*Task directions*:
Each entry below must be repeated exactly, with pictures left out.

*Extracted information*:
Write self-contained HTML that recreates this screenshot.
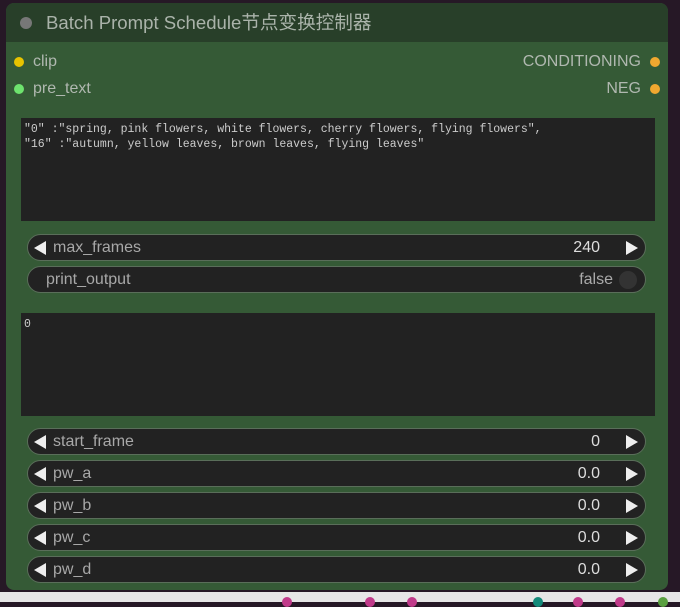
<!DOCTYPE html>
<html><head><meta charset="utf-8"><style>
*{box-sizing:border-box;margin:0;padding:0}
body{width:680px;height:602px;background:#261826;position:relative;overflow:hidden;font-family:"Liberation Sans","Noto Sans CJK SC",sans-serif}
.node{position:absolute;left:6px;top:3px;width:662px;height:587px;background:#355a36;border-radius:8px;overflow:hidden}
.title{height:39px;background:#283f29;color:#aab3aa;font-size:18.6px;line-height:39px;padding-left:40px;position:relative}
.title:before{content:"";position:absolute;left:14px;top:14px;width:12px;height:12px;border-radius:50%;background:#777}
.slot{position:absolute;font-size:16px;color:#b0b8b0}
.dot{position:absolute;width:10px;height:10px;border-radius:50%;top:4px}
.ta{position:absolute;left:15px;width:634px;height:103px;background:#222;font-family:"Liberation Mono","DejaVu Sans Mono",monospace;font-size:11.5px;color:#ccc;padding:4px 3px;line-height:15px;white-space:pre}
.w{position:absolute;left:21px;width:619px;height:27px;background:#222;border:1px solid #5a6e5a;border-radius:14px;color:#a8a8a8;font-size:16px;line-height:25px}
.w .l{position:absolute;left:25px}
.w .v{position:absolute;right:45px;color:#ddd}
.w .al{position:absolute;left:6px;top:6px;width:0;height:0;border-top:7px solid transparent;border-bottom:7px solid transparent;border-right:12px solid #eee}
.w .ar{position:absolute;right:7px;top:6px;width:0;height:0;border-top:7px solid transparent;border-bottom:7px solid transparent;border-left:12px solid #eee}
.bottom{position:absolute;left:0;top:592px;width:680px;height:10px;background:#e6e6e6}
.bd{position:absolute;top:597px;width:10px;height:10px;border-radius:50%}
</style></head><body>
<div class="node">
<div class="title">Batch Prompt Schedule节点变换控制器</div>
<div class="slot" style="left:27px;top:50px">clip</div><div class="dot" style="left:8px;top:54px;background:#e8c300"></div>
<div class="slot" style="left:27px;top:77px">pre_text</div><div class="dot" style="left:8px;top:81px;background:#6ee36e"></div>
<div class="slot" style="right:27px;top:50px">CONDITIONING</div><div class="dot" style="right:8px;top:54px;background:#f0a830"></div>
<div class="slot" style="right:27px;top:77px">NEG</div><div class="dot" style="right:8px;top:81px;background:#f0a830"></div>
<div class="ta" style="top:115px">"0" :"spring, pink flowers, white flowers, cherry flowers, flying flowers",
"16" :"autumn, yellow leaves, brown leaves, flying leaves"</div>
<div class="w" style="top:231px"><span class="al"></span><span class="l">max_frames</span><span class="v">240</span><span class="ar"></span></div>
<div class="w" style="top:263px"><span class="l" style="left:18px">print_output</span><span class="v" style="right:32px;color:#aaa">false</span><span style="position:absolute;right:8px;top:4px;width:18px;height:18px;border-radius:50%;background:#333"></span></div>
<div class="ta" style="top:310px">0</div>
<div class="w" style="top:425px"><span class="al"></span><span class="l">start_frame</span><span class="v">0</span><span class="ar"></span></div>
<div class="w" style="top:457px"><span class="al"></span><span class="l">pw_a</span><span class="v">0.0</span><span class="ar"></span></div>
<div class="w" style="top:489px"><span class="al"></span><span class="l">pw_b</span><span class="v">0.0</span><span class="ar"></span></div>
<div class="w" style="top:521px"><span class="al"></span><span class="l">pw_c</span><span class="v">0.0</span><span class="ar"></span></div>
<div class="w" style="top:553px"><span class="al"></span><span class="l">pw_d</span><span class="v">0.0</span><span class="ar"></span></div>
</div>
<div class="bottom"></div>
<div class="bd" style="left:282px;background:#c03a8a"></div>
<div class="bd" style="left:365px;background:#c03a8a"></div>
<div class="bd" style="left:407px;background:#c03a8a"></div>
<div class="bd" style="left:533px;background:#138a7a"></div>
<div class="bd" style="left:573px;background:#c03a8a"></div>
<div class="bd" style="left:615px;background:#c03a8a"></div>
<div class="bd" style="left:658px;background:#5aa040"></div>
</body></html>
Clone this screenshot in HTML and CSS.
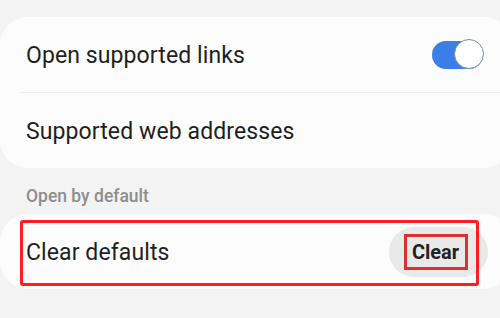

*Written solution*:
Write self-contained HTML that recreates this screenshot.
<!DOCTYPE html>
<html><head><meta charset="utf-8"><style>
*{box-sizing:border-box;margin:0;padding:0}
body{width:680px;height:602px;background:#261826;position:relative;overflow:hidden;font-family:"Liberation Sans","Noto Sans CJK SC",sans-serif}
.node{position:absolute;left:6px;top:3px;width:662px;height:587px;background:#355a36;border-radius:8px;overflow:hidden}
.title{height:39px;background:#283f29;color:#aab3aa;font-size:18.6px;line-height:39px;padding-left:40px;position:relative}
.title:before{content:"";position:absolute;left:14px;top:14px;width:12px;height:12px;border-radius:50%;background:#777}
.slot{position:absolute;font-size:16px;color:#b0b8b0}
.dot{position:absolute;width:10px;height:10px;border-radius:50%;top:4px}
.ta{position:absolute;left:15px;width:634px;height:103px;background:#222;font-family:"Liberation Mono","DejaVu Sans Mono",monospace;font-size:11.5px;color:#ccc;padding:4px 3px;line-height:15px;white-space:pre}
.w{position:absolute;left:21px;width:619px;height:27px;background:#222;border:1px solid #5a6e5a;border-radius:14px;color:#a8a8a8;font-size:16px;line-height:25px}
.w .l{position:absolute;left:25px}
.w .v{position:absolute;right:45px;color:#ddd}
.w .al{position:absolute;left:6px;top:6px;width:0;height:0;border-top:7px solid transparent;border-bottom:7px solid transparent;border-right:12px solid #eee}
.w .ar{position:absolute;right:7px;top:6px;width:0;height:0;border-top:7px solid transparent;border-bottom:7px solid transparent;border-left:12px solid #eee}
.bottom{position:absolute;left:0;top:592px;width:680px;height:10px;background:#e6e6e6}
.bd{position:absolute;top:597px;width:10px;height:10px;border-radius:50%}
</style></head><body>
<div class="node">
<div class="title">Batch Prompt Schedule节点变换控制器</div>
<div class="slot" style="left:27px;top:50px">clip</div><div class="dot" style="left:8px;top:54px;background:#e8c300"></div>
<div class="slot" style="left:27px;top:77px">pre_text</div><div class="dot" style="left:8px;top:81px;background:#6ee36e"></div>
<div class="slot" style="right:27px;top:50px">CONDITIONING</div><div class="dot" style="right:8px;top:54px;background:#f0a830"></div>
<div class="slot" style="right:27px;top:77px">NEG</div><div class="dot" style="right:8px;top:81px;background:#f0a830"></div>
<div class="ta" style="top:115px">"0" :"spring, pink flowers, white flowers, cherry flowers, flying flowers",
"16" :"autumn, yellow leaves, brown leaves, flying leaves"</div>
<div class="w" style="top:231px"><span class="al"></span><span class="l">max_frames</span><span class="v">240</span><span class="ar"></span></div>
<div class="w" style="top:263px"><span class="l" style="left:18px">print_output</span><span class="v" style="right:32px;color:#aaa">false</span><span style="position:absolute;right:8px;top:4px;width:18px;height:18px;border-radius:50%;background:#333"></span></div>
<div class="ta" style="top:310px">0</div>
<div class="w" style="top:425px"><span class="al"></span><span class="l">start_frame</span><span class="v">0</span><span class="ar"></span></div>
<div class="w" style="top:457px"><span class="al"></span><span class="l">pw_a</span><span class="v">0.0</span><span class="ar"></span></div>
<div class="w" style="top:489px"><span class="al"></span><span class="l">pw_b</span><span class="v">0.0</span><span class="ar"></span></div>
<div class="w" style="top:521px"><span class="al"></span><span class="l">pw_c</span><span class="v">0.0</span><span class="ar"></span></div>
<div class="w" style="top:553px"><span class="al"></span><span class="l">pw_d</span><span class="v">0.0</span><span class="ar"></span></div>
</div>
<div class="bottom"></div>
<div class="bd" style="left:282px;background:#c03a8a"></div>
<div class="bd" style="left:365px;background:#c03a8a"></div>
<div class="bd" style="left:407px;background:#c03a8a"></div>
<div class="bd" style="left:533px;background:#138a7a"></div>
<div class="bd" style="left:573px;background:#c03a8a"></div>
<div class="bd" style="left:615px;background:#c03a8a"></div>
<div class="bd" style="left:658px;background:#5aa040"></div>
</body></html>
Clone this screenshot in HTML and CSS.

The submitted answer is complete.